GOAL OF THE EXERCISE:
Skip all pictures, then print the remaining material exactly.

RECORDED DATA:
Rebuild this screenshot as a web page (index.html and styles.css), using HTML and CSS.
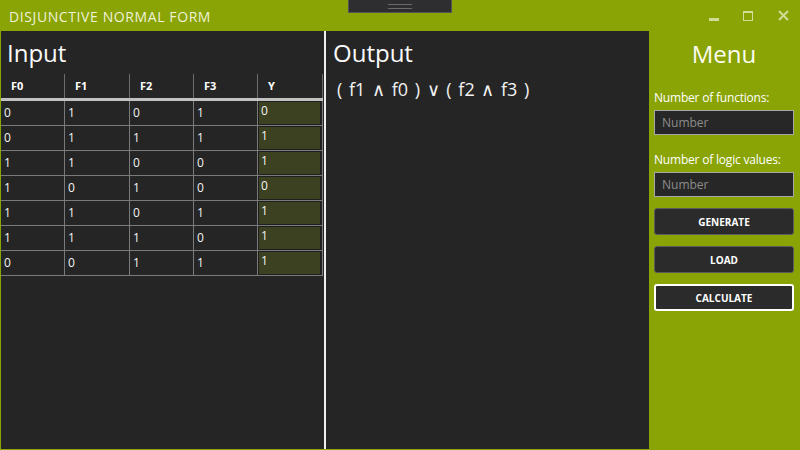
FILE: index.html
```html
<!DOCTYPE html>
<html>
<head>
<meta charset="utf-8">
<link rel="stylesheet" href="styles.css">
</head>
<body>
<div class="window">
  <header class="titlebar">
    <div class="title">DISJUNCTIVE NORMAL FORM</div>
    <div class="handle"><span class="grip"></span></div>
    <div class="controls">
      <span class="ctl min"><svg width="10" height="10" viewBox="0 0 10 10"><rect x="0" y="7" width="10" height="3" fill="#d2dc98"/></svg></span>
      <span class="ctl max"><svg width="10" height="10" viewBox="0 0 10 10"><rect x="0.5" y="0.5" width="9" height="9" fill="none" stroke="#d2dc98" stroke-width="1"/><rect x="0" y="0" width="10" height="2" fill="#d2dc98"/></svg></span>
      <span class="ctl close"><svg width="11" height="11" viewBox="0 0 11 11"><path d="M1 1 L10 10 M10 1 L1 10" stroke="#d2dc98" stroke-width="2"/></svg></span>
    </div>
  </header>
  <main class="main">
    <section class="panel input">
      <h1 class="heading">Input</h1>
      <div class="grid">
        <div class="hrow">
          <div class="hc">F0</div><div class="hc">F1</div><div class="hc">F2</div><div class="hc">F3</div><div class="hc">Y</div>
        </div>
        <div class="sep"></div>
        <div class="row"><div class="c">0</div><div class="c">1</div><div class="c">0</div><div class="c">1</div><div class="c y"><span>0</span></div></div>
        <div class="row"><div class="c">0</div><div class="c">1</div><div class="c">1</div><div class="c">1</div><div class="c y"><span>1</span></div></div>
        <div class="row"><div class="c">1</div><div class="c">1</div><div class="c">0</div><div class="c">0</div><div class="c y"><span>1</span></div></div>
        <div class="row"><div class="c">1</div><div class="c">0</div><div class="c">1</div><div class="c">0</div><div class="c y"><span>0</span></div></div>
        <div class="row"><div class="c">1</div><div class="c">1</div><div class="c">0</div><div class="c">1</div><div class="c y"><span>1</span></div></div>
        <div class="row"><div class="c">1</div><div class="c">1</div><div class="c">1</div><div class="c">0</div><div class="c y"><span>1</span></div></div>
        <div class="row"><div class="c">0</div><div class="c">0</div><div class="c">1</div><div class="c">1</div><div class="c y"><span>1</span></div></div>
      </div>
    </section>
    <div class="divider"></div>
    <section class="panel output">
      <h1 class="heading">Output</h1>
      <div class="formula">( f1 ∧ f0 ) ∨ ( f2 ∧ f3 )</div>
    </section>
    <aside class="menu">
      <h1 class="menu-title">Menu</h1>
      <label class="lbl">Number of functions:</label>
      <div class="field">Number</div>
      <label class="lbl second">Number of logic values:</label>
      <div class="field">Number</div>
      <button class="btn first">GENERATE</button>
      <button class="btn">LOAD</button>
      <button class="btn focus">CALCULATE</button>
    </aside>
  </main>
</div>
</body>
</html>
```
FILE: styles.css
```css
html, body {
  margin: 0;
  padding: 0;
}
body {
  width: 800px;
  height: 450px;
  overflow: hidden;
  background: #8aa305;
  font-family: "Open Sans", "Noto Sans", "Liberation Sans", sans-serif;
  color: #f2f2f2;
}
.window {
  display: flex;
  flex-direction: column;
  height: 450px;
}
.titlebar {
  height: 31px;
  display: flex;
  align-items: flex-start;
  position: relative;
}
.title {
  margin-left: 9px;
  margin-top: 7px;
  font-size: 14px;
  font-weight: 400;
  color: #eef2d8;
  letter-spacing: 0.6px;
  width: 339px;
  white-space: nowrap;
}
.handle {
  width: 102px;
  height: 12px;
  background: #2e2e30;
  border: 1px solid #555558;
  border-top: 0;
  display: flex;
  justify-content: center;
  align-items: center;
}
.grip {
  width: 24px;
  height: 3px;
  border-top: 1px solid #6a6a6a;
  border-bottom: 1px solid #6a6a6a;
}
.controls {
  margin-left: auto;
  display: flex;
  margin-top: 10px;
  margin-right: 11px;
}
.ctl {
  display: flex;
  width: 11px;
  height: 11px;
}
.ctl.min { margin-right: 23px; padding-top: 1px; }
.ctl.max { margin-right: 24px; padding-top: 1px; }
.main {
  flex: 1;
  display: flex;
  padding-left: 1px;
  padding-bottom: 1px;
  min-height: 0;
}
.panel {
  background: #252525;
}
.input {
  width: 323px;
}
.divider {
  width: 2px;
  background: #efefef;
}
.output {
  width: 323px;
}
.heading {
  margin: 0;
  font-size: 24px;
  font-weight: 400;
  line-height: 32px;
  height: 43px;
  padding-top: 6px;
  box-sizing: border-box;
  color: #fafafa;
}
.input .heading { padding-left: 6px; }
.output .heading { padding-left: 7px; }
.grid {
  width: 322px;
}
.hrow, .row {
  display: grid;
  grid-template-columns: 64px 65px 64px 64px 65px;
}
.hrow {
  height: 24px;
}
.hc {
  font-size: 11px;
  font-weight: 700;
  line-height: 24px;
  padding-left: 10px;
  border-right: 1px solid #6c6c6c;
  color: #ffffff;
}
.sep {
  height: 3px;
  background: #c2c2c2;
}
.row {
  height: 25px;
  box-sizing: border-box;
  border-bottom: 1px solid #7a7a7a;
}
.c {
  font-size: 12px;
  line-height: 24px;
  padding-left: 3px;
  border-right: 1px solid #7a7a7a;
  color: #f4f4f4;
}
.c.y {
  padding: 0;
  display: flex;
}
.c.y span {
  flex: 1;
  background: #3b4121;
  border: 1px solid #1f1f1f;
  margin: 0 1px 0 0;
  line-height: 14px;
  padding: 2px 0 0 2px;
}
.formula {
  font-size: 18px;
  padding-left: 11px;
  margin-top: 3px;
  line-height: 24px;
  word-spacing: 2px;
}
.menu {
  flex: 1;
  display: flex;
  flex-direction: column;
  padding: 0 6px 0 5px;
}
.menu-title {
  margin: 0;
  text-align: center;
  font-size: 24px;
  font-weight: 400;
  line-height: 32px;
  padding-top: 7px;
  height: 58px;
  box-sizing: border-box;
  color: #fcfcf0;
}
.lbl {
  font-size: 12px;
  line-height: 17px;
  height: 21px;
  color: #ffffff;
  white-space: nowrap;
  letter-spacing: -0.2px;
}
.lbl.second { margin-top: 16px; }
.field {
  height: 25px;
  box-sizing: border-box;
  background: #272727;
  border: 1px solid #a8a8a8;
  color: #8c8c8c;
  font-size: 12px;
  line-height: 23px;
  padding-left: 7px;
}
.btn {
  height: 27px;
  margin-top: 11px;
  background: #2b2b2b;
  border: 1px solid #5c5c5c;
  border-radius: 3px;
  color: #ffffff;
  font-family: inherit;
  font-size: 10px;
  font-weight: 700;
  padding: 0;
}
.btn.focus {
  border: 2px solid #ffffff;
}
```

RESULT OF THIS TASK:
Rebuild this screenshot as a web page (index.html and styles.css), using HTML and CSS.
FILE: index.html
```html
<!DOCTYPE html>
<html>
<head>
<meta charset="utf-8">
<link rel="stylesheet" href="styles.css">
</head>
<body>
<div class="window">
  <header class="titlebar">
    <div class="title">DISJUNCTIVE NORMAL FORM</div>
    <div class="handle"><span class="grip"></span></div>
    <div class="controls">
      <span class="ctl min"><svg width="10" height="10" viewBox="0 0 10 10"><rect x="0" y="7" width="10" height="3" fill="#d2dc98"/></svg></span>
      <span class="ctl max"><svg width="10" height="10" viewBox="0 0 10 10"><rect x="0.5" y="0.5" width="9" height="9" fill="none" stroke="#d2dc98" stroke-width="1"/><rect x="0" y="0" width="10" height="2" fill="#d2dc98"/></svg></span>
      <span class="ctl close"><svg width="11" height="11" viewBox="0 0 11 11"><path d="M1 1 L10 10 M10 1 L1 10" stroke="#d2dc98" stroke-width="2"/></svg></span>
    </div>
  </header>
  <main class="main">
    <section class="panel input">
      <h1 class="heading">Input</h1>
      <div class="grid">
        <div class="hrow">
          <div class="hc">F0</div><div class="hc">F1</div><div class="hc">F2</div><div class="hc">F3</div><div class="hc">Y</div>
        </div>
        <div class="sep"></div>
        <div class="row"><div class="c">0</div><div class="c">1</div><div class="c">0</div><div class="c">1</div><div class="c y"><span>0</span></div></div>
        <div class="row"><div class="c">0</div><div class="c">1</div><div class="c">1</div><div class="c">1</div><div class="c y"><span>1</span></div></div>
        <div class="row"><div class="c">1</div><div class="c">1</div><div class="c">0</div><div class="c">0</div><div class="c y"><span>1</span></div></div>
        <div class="row"><div class="c">1</div><div class="c">0</div><div class="c">1</div><div class="c">0</div><div class="c y"><span>0</span></div></div>
        <div class="row"><div class="c">1</div><div class="c">1</div><div class="c">0</div><div class="c">1</div><div class="c y"><span>1</span></div></div>
        <div class="row"><div class="c">1</div><div class="c">1</div><div class="c">1</div><div class="c">0</div><div class="c y"><span>1</span></div></div>
        <div class="row"><div class="c">0</div><div class="c">0</div><div class="c">1</div><div class="c">1</div><div class="c y"><span>1</span></div></div>
      </div>
    </section>
    <div class="divider"></div>
    <section class="panel output">
      <h1 class="heading">Output</h1>
      <div class="formula">( f1 ∧ f0 ) ∨ ( f2 ∧ f3 )</div>
    </section>
    <aside class="menu">
      <h1 class="menu-title">Menu</h1>
      <label class="lbl">Number of functions:</label>
      <div class="field">Number</div>
      <label class="lbl second">Number of logic values:</label>
      <div class="field">Number</div>
      <button class="btn first">GENERATE</button>
      <button class="btn">LOAD</button>
      <button class="btn focus">CALCULATE</button>
    </aside>
  </main>
</div>
</body>
</html>
```
FILE: styles.css
```css
html, body {
  margin: 0;
  padding: 0;
}
body {
  width: 800px;
  height: 450px;
  overflow: hidden;
  background: #8aa305;
  font-family: "Open Sans", "Noto Sans", "Liberation Sans", sans-serif;
  color: #f2f2f2;
}
.window {
  display: flex;
  flex-direction: column;
  height: 450px;
}
.titlebar {
  height: 31px;
  display: flex;
  align-items: flex-start;
  position: relative;
}
.title {
  margin-left: 9px;
  margin-top: 7px;
  font-size: 14px;
  font-weight: 400;
  color: #eef2d8;
  letter-spacing: 0.6px;
  width: 339px;
  white-space: nowrap;
}
.handle {
  width: 102px;
  height: 12px;
  background: #2e2e30;
  border: 1px solid #555558;
  border-top: 0;
  display: flex;
  justify-content: center;
  align-items: center;
}
.grip {
  width: 24px;
  height: 3px;
  border-top: 1px solid #6a6a6a;
  border-bottom: 1px solid #6a6a6a;
}
.controls {
  margin-left: auto;
  display: flex;
  margin-top: 10px;
  margin-right: 11px;
}
.ctl {
  display: flex;
  width: 11px;
  height: 11px;
}
.ctl.min { margin-right: 23px; padding-top: 1px; }
.ctl.max { margin-right: 24px; padding-top: 1px; }
.main {
  flex: 1;
  display: flex;
  padding-left: 1px;
  padding-bottom: 1px;
  min-height: 0;
}
.panel {
  background: #252525;
}
.input {
  width: 323px;
}
.divider {
  width: 2px;
  background: #efefef;
}
.output {
  width: 323px;
}
.heading {
  margin: 0;
  font-size: 24px;
  font-weight: 400;
  line-height: 32px;
  height: 43px;
  padding-top: 6px;
  box-sizing: border-box;
  color: #fafafa;
}
.input .heading { padding-left: 6px; }
.output .heading { padding-left: 7px; }
.grid {
  width: 322px;
}
.hrow, .row {
  display: grid;
  grid-template-columns: 64px 65px 64px 64px 65px;
}
.hrow {
  height: 24px;
}
.hc {
  font-size: 11px;
  font-weight: 700;
  line-height: 24px;
  padding-left: 10px;
  border-right: 1px solid #6c6c6c;
  color: #ffffff;
}
.sep {
  height: 3px;
  background: #c2c2c2;
}
.row {
  height: 25px;
  box-sizing: border-box;
  border-bottom: 1px solid #7a7a7a;
}
.c {
  font-size: 12px;
  line-height: 24px;
  padding-left: 3px;
  border-right: 1px solid #7a7a7a;
  color: #f4f4f4;
}
.c.y {
  padding: 0;
  display: flex;
}
.c.y span {
  flex: 1;
  background: #3b4121;
  border: 1px solid #1f1f1f;
  margin: 0 1px 0 0;
  line-height: 14px;
  padding: 2px 0 0 2px;
}
.formula {
  font-size: 18px;
  padding-left: 11px;
  margin-top: 3px;
  line-height: 24px;
  word-spacing: 2px;
}
.menu {
  flex: 1;
  display: flex;
  flex-direction: column;
  padding: 0 6px 0 5px;
}
.menu-title {
  margin: 0;
  text-align: center;
  font-size: 24px;
  font-weight: 400;
  line-height: 32px;
  padding-top: 7px;
  height: 58px;
  box-sizing: border-box;
  color: #fcfcf0;
}
.lbl {
  font-size: 12px;
  line-height: 17px;
  height: 21px;
  color: #ffffff;
  white-space: nowrap;
  letter-spacing: -0.2px;
}
.lbl.second { margin-top: 16px; }
.field {
  height: 25px;
  box-sizing: border-box;
  background: #272727;
  border: 1px solid #a8a8a8;
  color: #8c8c8c;
  font-size: 12px;
  line-height: 23px;
  padding-left: 7px;
}
.btn {
  height: 27px;
  margin-top: 11px;
  background: #2b2b2b;
  border: 1px solid #5c5c5c;
  border-radius: 3px;
  color: #ffffff;
  font-family: inherit;
  font-size: 10px;
  font-weight: 700;
  padding: 0;
}
.btn.focus {
  border: 2px solid #ffffff;
}
```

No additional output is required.